*** Data shown ***

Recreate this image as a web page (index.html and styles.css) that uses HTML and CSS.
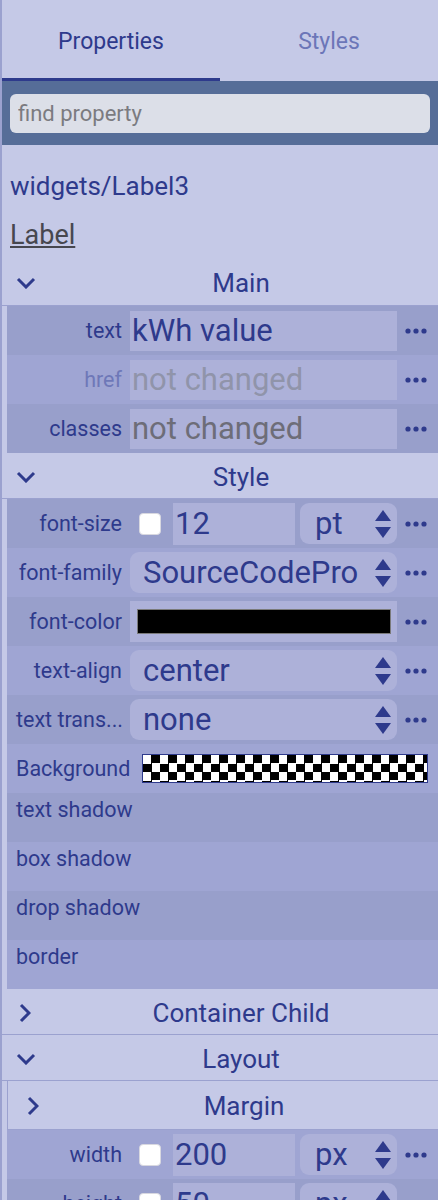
FILE: index.html
```html
<!DOCTYPE html>
<html lang="en">
<head>
    <meta charset="UTF-8">
    <meta name="viewport" content="width=device-width, initial-scale=1.0">
    <title>Properties</title>
    <link rel="stylesheet" href="styles.css">
</head>
<body>
<div class="panel">
    <div class="tabs">
        <div class="tab active">Properties</div>
        <div class="tab">Styles</div>
    </div>

    <div class="search">
        <input type="text" placeholder="find property">
    </div>

    <div class="path">widgets/Label3</div>
    <div class="type"><a href="#">Label</a></div>

    <!-- Main -->
    <div class="group-head top">
        <span class="chev"><svg width="20" height="12" viewBox="0 0 20 12"><polyline points="2,2 10,10 18,2"/></svg></span>
        <span class="title">Main</span>
    </div>
    <div class="group-body">
        <div class="prop">
            <label>text</label>
            <div class="val">kWh value</div>
            <span class="more"><svg width="22" height="6" viewBox="0 0 22 6"><circle cx="3" cy="3" r="2.6"/><circle cx="11" cy="3" r="2.6"/><circle cx="19" cy="3" r="2.6"/></svg></span>
        </div>
        <div class="prop">
            <label class="dim">href</label>
            <div class="val empty light">not changed</div>
            <span class="more"><svg width="22" height="6" viewBox="0 0 22 6"><circle cx="3" cy="3" r="2.6"/><circle cx="11" cy="3" r="2.6"/><circle cx="19" cy="3" r="2.6"/></svg></span>
        </div>
        <div class="prop">
            <label>classes</label>
            <div class="val empty">not changed</div>
            <span class="more"><svg width="22" height="6" viewBox="0 0 22 6"><circle cx="3" cy="3" r="2.6"/><circle cx="11" cy="3" r="2.6"/><circle cx="19" cy="3" r="2.6"/></svg></span>
        </div>
    </div>

    <!-- Style -->
    <div class="group-head">
        <span class="chev"><svg width="20" height="12" viewBox="0 0 20 12"><polyline points="2,2 10,10 18,2"/></svg></span>
        <span class="title">Style</span>
    </div>
    <div class="group-body">
        <div class="prop">
            <label>font-size</label>
            <div class="combo">
                <span class="check"></span>
                <span class="num">12</span>
                <span class="select unit"><span class="sel-text">pt</span><svg width="16" height="28" viewBox="0 0 16 28"><polygon points="8,0 16,11 0,11"/><polygon points="0,17 16,17 8,28"/></svg></span>
            </div>
            <span class="more"><svg width="22" height="6" viewBox="0 0 22 6"><circle cx="3" cy="3" r="2.6"/><circle cx="11" cy="3" r="2.6"/><circle cx="19" cy="3" r="2.6"/></svg></span>
        </div>
        <div class="prop">
            <label>font-family</label>
            <span class="select"><span class="sel-text">SourceCodePro</span><svg width="16" height="28" viewBox="0 0 16 28"><polygon points="8,0 16,11 0,11"/><polygon points="0,17 16,17 8,28"/></svg></span>
            <span class="more"><svg width="22" height="6" viewBox="0 0 22 6"><circle cx="3" cy="3" r="2.6"/><circle cx="11" cy="3" r="2.6"/><circle cx="19" cy="3" r="2.6"/></svg></span>
        </div>
        <div class="prop">
            <label>font-color</label>
            <div class="val color"><span class="swatch"></span></div>
            <span class="more"><svg width="22" height="6" viewBox="0 0 22 6"><circle cx="3" cy="3" r="2.6"/><circle cx="11" cy="3" r="2.6"/><circle cx="19" cy="3" r="2.6"/></svg></span>
        </div>
        <div class="prop">
            <label>text-align</label>
            <span class="select"><span class="sel-text">center</span><svg width="16" height="28" viewBox="0 0 16 28"><polygon points="8,0 16,11 0,11"/><polygon points="0,17 16,17 8,28"/></svg></span>
            <span class="more"><svg width="22" height="6" viewBox="0 0 22 6"><circle cx="3" cy="3" r="2.6"/><circle cx="11" cy="3" r="2.6"/><circle cx="19" cy="3" r="2.6"/></svg></span>
        </div>
        <div class="prop">
            <label>text trans...</label>
            <span class="select"><span class="sel-text">none</span><svg width="16" height="28" viewBox="0 0 16 28"><polygon points="8,0 16,11 0,11"/><polygon points="0,17 16,17 8,28"/></svg></span>
            <span class="more"><svg width="22" height="6" viewBox="0 0 22 6"><circle cx="3" cy="3" r="2.6"/><circle cx="11" cy="3" r="2.6"/><circle cx="19" cy="3" r="2.6"/></svg></span>
        </div>
        <div class="prop wide">
            <label>Background</label>
            <span class="checker"></span>
        </div>
        <div class="prop sub">text shadow</div>
        <div class="prop sub">box shadow</div>
        <div class="prop sub">drop shadow</div>
        <div class="prop sub">border</div>
    </div>

    <!-- Container Child -->
    <div class="group-head">
        <span class="chev closed"><svg width="12" height="20" viewBox="0 0 12 20"><polyline points="2,2 10,10 2,18"/></svg></span>
        <span class="title">Container Child</span>
    </div>

    <!-- Layout -->
    <div class="group-head">
        <span class="chev"><svg width="20" height="12" viewBox="0 0 20 12"><polyline points="2,2 10,10 18,2"/></svg></span>
        <span class="title">Layout</span>
    </div>
    <div class="group-body">
        <div class="group-head nested">
            <span class="chev closed"><svg width="12" height="20" viewBox="0 0 12 20"><polyline points="2,2 10,10 2,18"/></svg></span>
            <span class="title">Margin</span>
        </div>
        <div class="prop">
            <label>width</label>
            <div class="combo">
                <span class="check"></span>
                <span class="num">200</span>
                <span class="select unit"><span class="sel-text">px</span><svg width="16" height="28" viewBox="0 0 16 28"><polygon points="8,0 16,11 0,11"/><polygon points="0,17 16,17 8,28"/></svg></span>
            </div>
            <span class="more"><svg width="22" height="6" viewBox="0 0 22 6"><circle cx="3" cy="3" r="2.6"/><circle cx="11" cy="3" r="2.6"/><circle cx="19" cy="3" r="2.6"/></svg></span>
        </div>
        <div class="prop">
            <label>height</label>
            <div class="combo">
                <span class="check"></span>
                <span class="num">50</span>
                <span class="select unit"><span class="sel-text">px</span><svg width="16" height="28" viewBox="0 0 16 28"><polygon points="8,0 16,11 0,11"/><polygon points="0,17 16,17 8,28"/></svg></span>
            </div>
            <span class="more"><svg width="22" height="6" viewBox="0 0 22 6"><circle cx="3" cy="3" r="2.6"/><circle cx="11" cy="3" r="2.6"/><circle cx="19" cy="3" r="2.6"/></svg></span>
        </div>
    </div>
</div>
</body>
</html>
```

FILE: styles.css
```css
body {
    margin: 0;
    font-family: Roboto, "Noto Sans", sans-serif;
    background: #c5c9e7;
    color: #2e3a8c;
}
.panel {
    border-left: 2px solid #9ba1cf;
    min-height: 100vh;
}

/* tabs */
.tabs {
    display: flex;
}
.tab {
    flex: 1;
    height: 78px;
    line-height: 84px;
    text-align: center;
    font-size: 23px;
    color: #6c76b8;
    border-bottom: 3px solid transparent;
}
.tab.active {
    color: #2e3a8c;
    border-bottom-color: #2e3a8c;
}

/* search */
.search {
    background: #566d98;
    padding: 13px 8px 12px;
}
.search input {
    display: block;
    box-sizing: border-box;
    width: 100%;
    height: 39px;
    border: none;
    border-radius: 6px;
    background: #dcdfe8;
    padding: 0 8px;
    font-family: Roboto, "Noto Sans", sans-serif;
    font-size: 22px;
    outline: none;
}
.search input::placeholder {
    color: #7b7b80;
}

.path {
    padding: 17px 0 0 8px;
    line-height: 48px;
    font-size: 26px;
}
.type {
    padding: 2px 0 0 8px;
    line-height: 46px;
    font-size: 27px;
}
.type a {
    color: #47474f;
}

/* group headers */
.group-head {
    display: flex;
    align-items: center;
    height: 46px;
    padding-top: 2px;
    box-sizing: border-box;
    border-bottom: 1px solid #9ba1cf;
}
.group-head.top {
    height: 48px;
    padding-top: 3px;
}
.group-head .chev {
    width: 42px;
    box-sizing: border-box;
    padding-left: 14px;
    display: flex;
}
.group-head .chev.closed {
    padding-left: 17px;
}
.group-head .title {
    flex: 1;
    text-align: center;
    font-size: 26px;
}
.group-head svg polyline {
    fill: none;
    stroke: #2e3a8c;
    stroke-width: 3;
}
.group-head.nested {
    height: 49px;
    border-left: 1px solid #9ba1cf;
}
.group-head.nested .chev {
    padding-left: 19px;
}

.group-body {
    margin-left: 5px;
}

/* property rows */
.prop {
    display: grid;
    grid-template-columns: 123px 1fr 41px;
    align-items: center;
    height: 49px;
    background: #989fcb;
}
.prop:nth-child(even) {
    background: #9fa5d3;
}
.prop label {
    box-sizing: border-box;
    padding: 0 8px 0 9px;
    text-align: right;
    font-size: 21.5px;
    white-space: nowrap;
}
.prop label.dim {
    color: #6e78b8;
}
.val {
    height: 40px;
    line-height: 40px;
    padding-left: 2px;
    background: #adb1d9;
    font-size: 31px;
    white-space: nowrap;
    overflow: hidden;
}
.val.empty {
    color: #6d6d78;
}
.val.empty.light {
    color: #9094aa;
}
.more {
    display: flex;
    padding-left: 8px;
}
.more svg {
    fill: #2e3a8c;
}

/* selects and combo inputs */
.select {
    display: flex;
    align-items: center;
    height: 41px;
    padding: 0 6px 0 13px;
    background: #adb1d9;
    border-radius: 9px;
    font-size: 31px;
}
.select .sel-text {
    flex: 1;
    white-space: nowrap;
}
.select svg {
    fill: #2e3a8c;
}
.combo {
    display: flex;
    align-items: center;
}
.check {
    width: 20px;
    height: 20px;
    margin-left: 9px;
    background: #fff;
    border: 1px solid #d8d8e0;
    border-radius: 4px;
}
.num {
    width: 120px;
    height: 42px;
    line-height: 42px;
    margin-left: 12px;
    padding-left: 2px;
    background: #adb1d9;
    font-size: 31px;
}
.select.unit {
    flex: 1;
    margin-left: 5px;
    padding-left: 15px;
}

/* colour */
.val.color {
    display: flex;
    align-items: center;
    height: 41px;
    padding: 0 6px 0 7px;
}
.swatch {
    flex: 1;
    height: 23px;
    background: #000;
    border: 1px solid #7a7a7a;
}

/* background row */
.prop.wide {
    display: flex;
}
.prop.wide label {
    text-align: left;
    padding-right: 0;
}
.checker {
    flex: 1;
    height: 27px;
    margin: 0 10px 0 12px;
    border: 1px solid #2e3a8c;
    background: conic-gradient(#000 0 25%, #fff 0 50%, #000 0 75%, #fff 0) 0 0 / 17px 17px;
}

/* collapsed sub rows */
.prop.sub {
    display: block;
    box-sizing: border-box;
    padding: 4px 9px 0;
    line-height: 26px;
    font-size: 21.5px;
}
```
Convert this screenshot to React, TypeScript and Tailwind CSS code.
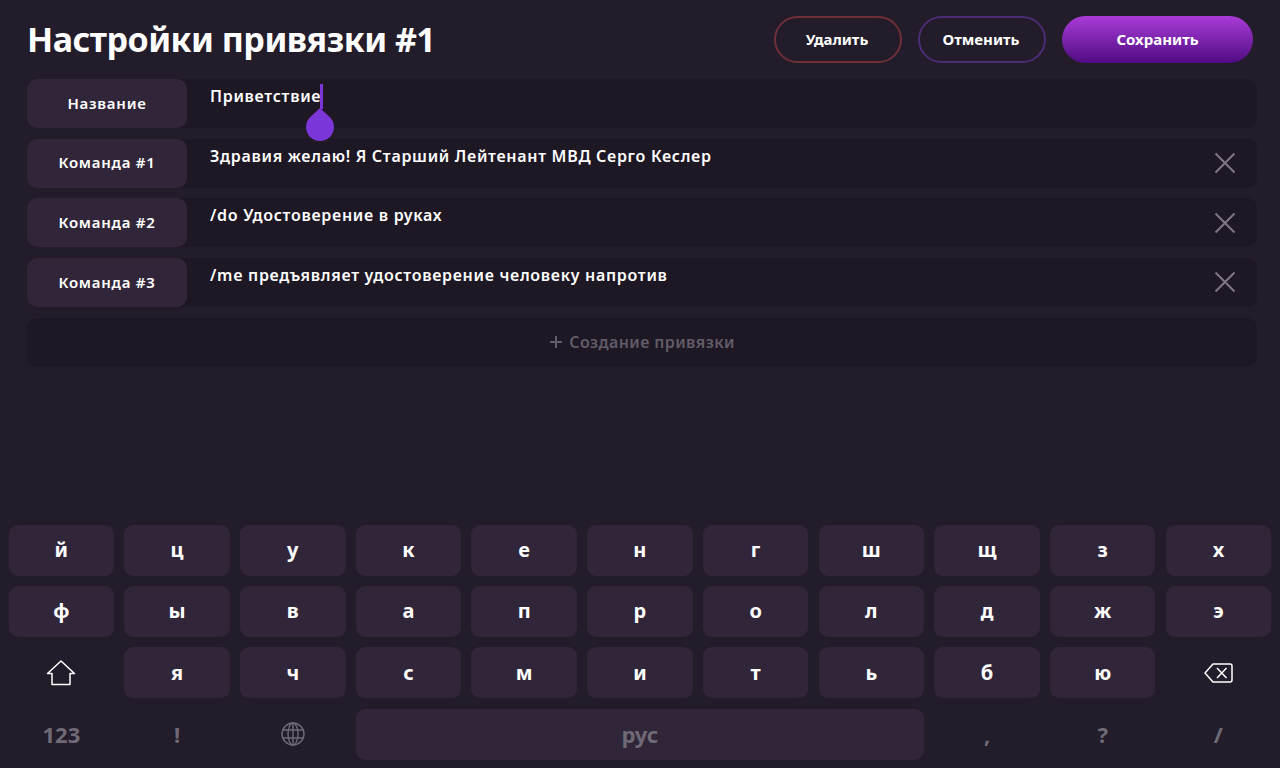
import React from "react";

const rows1 = ["й","ц","у","к","е","н","г","ш","щ","з","х"];
const rows2 = ["ф","ы","в","а","п","р","о","л","д","ж","э"];
const rows3 = ["я","ч","с","м","и","т","ь","б","ю"];

function Key({ c }: { c: string }) {
  return (
    <div className="flex items-center justify-center rounded-[9px] bg-[#312639] text-[20px] font-bold text-white">{c}</div>
  );
}

function Ghost({ children }: { children: React.ReactNode }) {
  return <div className="flex items-center justify-center text-[22px] font-bold text-[#6f6a76]">{children}</div>;
}

function Row({ label, value, close }: { label: string; value: string; close?: boolean }) {
  return (
    <div className="flex h-[49px] rounded-[10px] bg-[#1e1724]">
      <div className="flex w-[160px] shrink-0 items-center justify-center rounded-[10px] bg-[#312639] pb-[1px] text-[15px] font-semibold tracking-[0.75px] text-white">
        {label}
      </div>
      <div className="flex-1 pl-[23px] pt-[7px] text-[16px] font-semibold leading-[20px] tracking-[0.7px] text-white">{value}</div>
      {close && (
        <div className="flex w-[64px] items-center justify-center">
          <svg width="22" height="22" viewBox="0 0 22 22" fill="none" stroke="#7e7885" strokeWidth="2">
            <path d="M1.5 1.5 L20.5 20.5 M20.5 1.5 L1.5 20.5" />
          </svg>
        </div>
      )}
    </div>
  );
}

export default function App() {
  return (
    <div className="flex h-[768px] w-[1280px] flex-col overflow-hidden bg-[#231c2a] font-['Noto_Sans',sans-serif]">
      <div className="flex h-[79px] items-start justify-between pl-[27px] pr-[27px] pt-[16px]">
        <h1 className="-mt-[1px] text-[34px] font-bold leading-[48px] tracking-[-0.5px] text-white">Настройки привязки #1</h1>
        <div className="flex gap-[16px]">
          <button className="h-[47px] w-[128px] rounded-full border-2 border-[#6d2f38] bg-[#231c2a] pr-[2px] text-[15px] font-bold text-white">Удалить</button>
          <button className="h-[47px] w-[128px] rounded-full border-2 border-[#4a2d75] bg-[#231c2a] pr-[2px] text-[15px] font-bold text-white">Отменить</button>
          <button className="h-[47px] w-[191px] rounded-full bg-gradient-to-b from-[#aa3bd8] to-[#510a84] text-[15px] font-bold text-white">Сохранить</button>
        </div>
      </div>

      <div className="flex flex-col gap-[10.67px] pl-[27px] pr-[23px]">
        <div className="relative">
          <Row label="Название" value="Приветствие" />
          <div className="absolute left-[293px] top-[5px] h-[25px] w-[3px] bg-[#7b36d9]" />
          <svg className="absolute left-[279px] top-[29px]" width="28" height="34" viewBox="0 0 28 34">
            <path d="M14 0 L24 9.2 A14 14 0 1 1 4 9.2 Z" fill="#7b36d9" />
          </svg>
        </div>
        <Row label="Команда #1" value="Здравия желаю! Я Старший Лейтенант МВД Серго Кеслер" close />
        <Row label="Команда #2" value="/do Удостоверение в руках" close />
        <Row label="Команда #3" value="/me предъявляет удостоверение человеку напротив" close />
        <div className="flex h-[49px] items-center justify-center rounded-[10px] bg-[#1e1724] pb-[1px] text-[16px] font-semibold tracking-[0.4px] text-[#625c68]">
          <svg className="mr-[6px]" width="14" height="14" viewBox="0 0 14 14" stroke="#625c68" strokeWidth="2"><path d="M7 1 V13 M1 7 H13" /></svg>
          Создание привязки
        </div>
      </div>

      <div className="mt-[158px] grid h-[235px] grid-cols-11 grid-rows-4 gap-x-[10.2px] gap-y-[10.4px] pl-[8.6px] pr-[8.8px]">
        {rows1.map((c) => <Key key={c} c={c} />)}
        {rows2.map((c) => <Key key={c} c={c} />)}
        <div className="flex items-center justify-center">
          <svg width="30" height="26" viewBox="0 0 30 26" fill="none" stroke="#fff" strokeWidth="1.5" strokeLinejoin="round">
            <path d="M15 1 L28.5 13.5 H24 V24.5 H6 V13.5 H1.5 Z" />
          </svg>
        </div>
        {rows3.map((c) => <Key key={c} c={c} />)}
        <div className="flex items-center justify-center">
          <svg width="29" height="20" viewBox="0 0 29 20" fill="none" stroke="#fff" strokeWidth="1.5" strokeLinejoin="round">
            <path d="M9 1 H26 Q28 1 28 3 V17 Q28 19 26 19 H9 L1 10 Z" />
            <path d="M13 5 L22.5 15 M22.5 5 L13 15" />
          </svg>
        </div>
        <Ghost>123</Ghost>
        <Ghost>!</Ghost>
        <Ghost>
          <svg width="24" height="24" viewBox="0 0 24 24" fill="none" stroke="#6f6a76" strokeWidth="1.4">
            <circle cx="12" cy="12" r="11" />
            <ellipse cx="12" cy="12" rx="5" ry="11" />
            <path d="M12 1 V23 M2 8 H22 M2 16 H22" />
          </svg>
        </Ghost>
        <div className="col-span-5 flex items-center justify-center rounded-[9px] bg-[#312639] text-[22px] font-bold text-[#6f6a76]">рус</div>
        <Ghost>,</Ghost>
        <Ghost>?</Ghost>
        <Ghost>/</Ghost>
      </div>
    </div>
  );
}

***

- _Given problem_
Identify the lines above with the word "this". Copy them.

- _Expected output_
Recreate this image as a web page (index.html and styles.css) that uses HTML and CSS.
Convert this screenshot to React, TypeScript and Tailwind CSS code.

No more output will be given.